_Short task_. Look through the material below for "components". Copy every line that contains it.

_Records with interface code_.
--------
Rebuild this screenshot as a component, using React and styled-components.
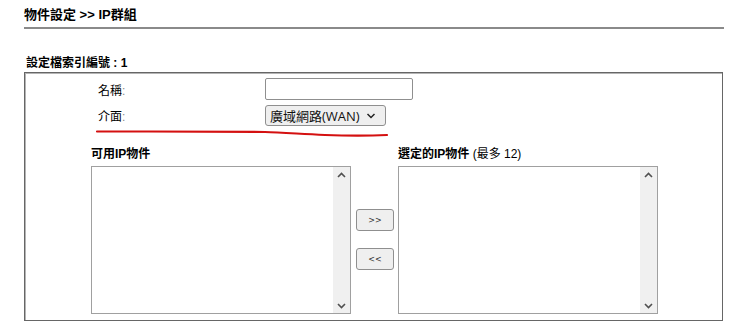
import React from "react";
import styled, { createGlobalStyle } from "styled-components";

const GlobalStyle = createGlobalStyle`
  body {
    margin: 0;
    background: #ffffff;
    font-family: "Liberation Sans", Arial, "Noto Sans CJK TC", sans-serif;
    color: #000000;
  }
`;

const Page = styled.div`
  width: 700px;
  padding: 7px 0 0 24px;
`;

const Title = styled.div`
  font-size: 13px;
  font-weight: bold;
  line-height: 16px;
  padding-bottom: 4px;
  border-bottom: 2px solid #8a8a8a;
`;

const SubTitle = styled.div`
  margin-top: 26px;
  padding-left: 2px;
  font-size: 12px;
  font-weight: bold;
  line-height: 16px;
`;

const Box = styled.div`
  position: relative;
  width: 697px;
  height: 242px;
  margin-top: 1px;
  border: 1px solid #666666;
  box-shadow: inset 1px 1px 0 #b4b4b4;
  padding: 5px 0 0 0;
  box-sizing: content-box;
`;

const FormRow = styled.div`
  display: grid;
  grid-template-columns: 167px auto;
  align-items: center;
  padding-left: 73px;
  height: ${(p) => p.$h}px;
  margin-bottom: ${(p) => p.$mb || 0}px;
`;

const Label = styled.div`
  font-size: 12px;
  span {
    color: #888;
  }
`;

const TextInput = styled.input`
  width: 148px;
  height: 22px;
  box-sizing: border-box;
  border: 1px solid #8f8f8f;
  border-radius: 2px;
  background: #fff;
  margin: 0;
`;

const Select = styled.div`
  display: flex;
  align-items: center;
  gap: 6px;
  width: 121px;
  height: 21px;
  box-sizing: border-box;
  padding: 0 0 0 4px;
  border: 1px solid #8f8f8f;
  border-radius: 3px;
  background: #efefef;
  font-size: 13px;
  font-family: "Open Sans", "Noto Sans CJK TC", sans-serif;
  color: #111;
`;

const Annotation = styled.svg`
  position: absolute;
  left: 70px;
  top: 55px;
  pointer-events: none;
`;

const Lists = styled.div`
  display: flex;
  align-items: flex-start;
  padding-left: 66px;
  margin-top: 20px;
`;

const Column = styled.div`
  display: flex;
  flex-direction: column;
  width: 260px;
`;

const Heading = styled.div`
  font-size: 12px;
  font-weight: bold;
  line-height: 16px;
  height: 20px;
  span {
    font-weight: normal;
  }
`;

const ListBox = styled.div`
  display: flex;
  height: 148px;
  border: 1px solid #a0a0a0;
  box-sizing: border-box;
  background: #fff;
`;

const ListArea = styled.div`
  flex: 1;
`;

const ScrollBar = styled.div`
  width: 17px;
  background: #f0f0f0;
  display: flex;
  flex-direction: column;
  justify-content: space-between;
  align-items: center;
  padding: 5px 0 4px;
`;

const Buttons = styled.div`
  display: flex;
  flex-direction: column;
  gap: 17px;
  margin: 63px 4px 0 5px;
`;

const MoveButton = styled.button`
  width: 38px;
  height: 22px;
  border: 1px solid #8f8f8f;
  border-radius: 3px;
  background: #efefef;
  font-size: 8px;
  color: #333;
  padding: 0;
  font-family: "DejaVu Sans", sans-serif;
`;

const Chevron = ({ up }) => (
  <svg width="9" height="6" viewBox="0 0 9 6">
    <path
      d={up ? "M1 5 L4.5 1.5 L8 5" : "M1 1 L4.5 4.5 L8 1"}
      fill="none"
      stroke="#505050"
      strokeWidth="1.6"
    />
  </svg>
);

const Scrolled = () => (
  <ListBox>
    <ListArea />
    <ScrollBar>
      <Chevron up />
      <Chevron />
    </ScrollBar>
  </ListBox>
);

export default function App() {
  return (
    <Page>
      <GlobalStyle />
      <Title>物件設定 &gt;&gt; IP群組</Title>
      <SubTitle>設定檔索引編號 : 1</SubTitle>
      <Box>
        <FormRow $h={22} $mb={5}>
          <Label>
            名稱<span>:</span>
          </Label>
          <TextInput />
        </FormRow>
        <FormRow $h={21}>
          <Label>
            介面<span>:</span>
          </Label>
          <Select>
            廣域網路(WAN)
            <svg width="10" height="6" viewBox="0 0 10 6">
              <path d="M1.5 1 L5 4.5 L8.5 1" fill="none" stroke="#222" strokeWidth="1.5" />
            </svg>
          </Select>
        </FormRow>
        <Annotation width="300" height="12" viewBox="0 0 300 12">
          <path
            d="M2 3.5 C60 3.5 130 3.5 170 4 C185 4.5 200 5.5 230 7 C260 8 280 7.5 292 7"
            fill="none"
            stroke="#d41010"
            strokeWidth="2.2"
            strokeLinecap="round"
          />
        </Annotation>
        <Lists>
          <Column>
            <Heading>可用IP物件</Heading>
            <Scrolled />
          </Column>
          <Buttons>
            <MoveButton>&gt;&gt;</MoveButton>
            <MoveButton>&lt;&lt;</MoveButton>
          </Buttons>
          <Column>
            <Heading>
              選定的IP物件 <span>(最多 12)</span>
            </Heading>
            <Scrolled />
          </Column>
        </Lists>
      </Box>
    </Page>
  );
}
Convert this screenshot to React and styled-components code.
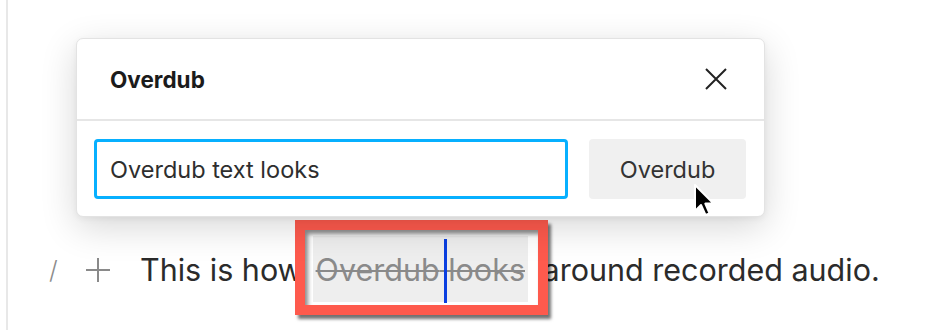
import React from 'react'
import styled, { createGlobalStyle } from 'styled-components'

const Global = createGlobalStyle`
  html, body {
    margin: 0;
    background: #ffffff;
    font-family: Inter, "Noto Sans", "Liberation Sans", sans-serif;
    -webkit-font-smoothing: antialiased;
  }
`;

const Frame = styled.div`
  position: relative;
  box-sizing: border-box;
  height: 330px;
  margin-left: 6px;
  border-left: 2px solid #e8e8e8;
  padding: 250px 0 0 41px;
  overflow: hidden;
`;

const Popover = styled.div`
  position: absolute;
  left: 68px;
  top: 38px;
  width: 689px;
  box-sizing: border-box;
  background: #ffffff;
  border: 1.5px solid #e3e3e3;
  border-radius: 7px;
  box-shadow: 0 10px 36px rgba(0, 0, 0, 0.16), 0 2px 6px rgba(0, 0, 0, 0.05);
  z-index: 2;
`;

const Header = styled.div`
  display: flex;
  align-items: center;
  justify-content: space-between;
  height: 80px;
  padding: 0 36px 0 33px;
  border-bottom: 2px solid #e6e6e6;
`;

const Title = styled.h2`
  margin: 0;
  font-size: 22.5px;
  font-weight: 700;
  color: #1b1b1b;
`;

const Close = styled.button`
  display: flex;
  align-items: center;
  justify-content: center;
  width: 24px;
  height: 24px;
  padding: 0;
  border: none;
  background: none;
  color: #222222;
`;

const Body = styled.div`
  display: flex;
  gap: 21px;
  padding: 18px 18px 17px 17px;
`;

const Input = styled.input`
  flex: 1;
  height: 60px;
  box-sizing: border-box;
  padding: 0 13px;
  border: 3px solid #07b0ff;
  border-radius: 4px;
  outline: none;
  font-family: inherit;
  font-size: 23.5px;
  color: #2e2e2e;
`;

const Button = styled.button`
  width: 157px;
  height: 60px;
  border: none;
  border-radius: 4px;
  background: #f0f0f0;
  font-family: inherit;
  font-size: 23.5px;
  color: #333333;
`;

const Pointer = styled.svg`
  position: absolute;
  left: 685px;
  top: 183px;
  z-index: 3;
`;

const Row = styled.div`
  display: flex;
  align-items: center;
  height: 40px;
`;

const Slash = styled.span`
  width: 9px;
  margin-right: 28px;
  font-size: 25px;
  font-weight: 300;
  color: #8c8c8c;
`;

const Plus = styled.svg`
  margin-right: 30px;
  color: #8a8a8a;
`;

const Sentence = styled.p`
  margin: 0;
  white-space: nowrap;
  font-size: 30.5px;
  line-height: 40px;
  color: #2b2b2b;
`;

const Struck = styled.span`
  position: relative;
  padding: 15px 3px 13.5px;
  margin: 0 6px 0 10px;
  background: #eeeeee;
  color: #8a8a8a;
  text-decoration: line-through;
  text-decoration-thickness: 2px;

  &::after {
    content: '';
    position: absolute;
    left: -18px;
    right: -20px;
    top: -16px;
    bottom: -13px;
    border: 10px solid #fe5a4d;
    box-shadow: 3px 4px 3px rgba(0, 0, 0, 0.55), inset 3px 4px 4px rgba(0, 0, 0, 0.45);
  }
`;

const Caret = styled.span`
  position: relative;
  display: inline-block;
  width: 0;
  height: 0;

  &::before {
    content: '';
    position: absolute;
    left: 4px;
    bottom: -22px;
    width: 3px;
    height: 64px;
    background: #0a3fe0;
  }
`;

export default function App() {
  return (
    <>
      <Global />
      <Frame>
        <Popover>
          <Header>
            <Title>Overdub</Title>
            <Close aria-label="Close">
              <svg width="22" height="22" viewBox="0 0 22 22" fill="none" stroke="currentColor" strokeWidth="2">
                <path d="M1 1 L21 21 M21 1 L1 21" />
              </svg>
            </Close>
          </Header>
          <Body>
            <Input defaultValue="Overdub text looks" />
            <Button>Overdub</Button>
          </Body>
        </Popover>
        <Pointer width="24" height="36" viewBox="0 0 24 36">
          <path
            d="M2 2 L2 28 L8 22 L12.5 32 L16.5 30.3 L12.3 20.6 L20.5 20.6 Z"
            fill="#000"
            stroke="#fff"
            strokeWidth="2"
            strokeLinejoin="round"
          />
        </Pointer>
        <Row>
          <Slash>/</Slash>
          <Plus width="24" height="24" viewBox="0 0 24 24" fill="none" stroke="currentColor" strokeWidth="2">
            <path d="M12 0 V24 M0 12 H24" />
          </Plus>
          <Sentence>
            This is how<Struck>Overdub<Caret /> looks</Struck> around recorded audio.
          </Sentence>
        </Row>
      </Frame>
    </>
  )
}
--------
_Solved problem_.
Rebuild this screenshot as a component, using React and styled-components.
import styled, { createGlobalStyle } from "styled-components";
Convert this screenshot to React and styled-components code.
import styled, { createGlobalStyle } from 'styled-components'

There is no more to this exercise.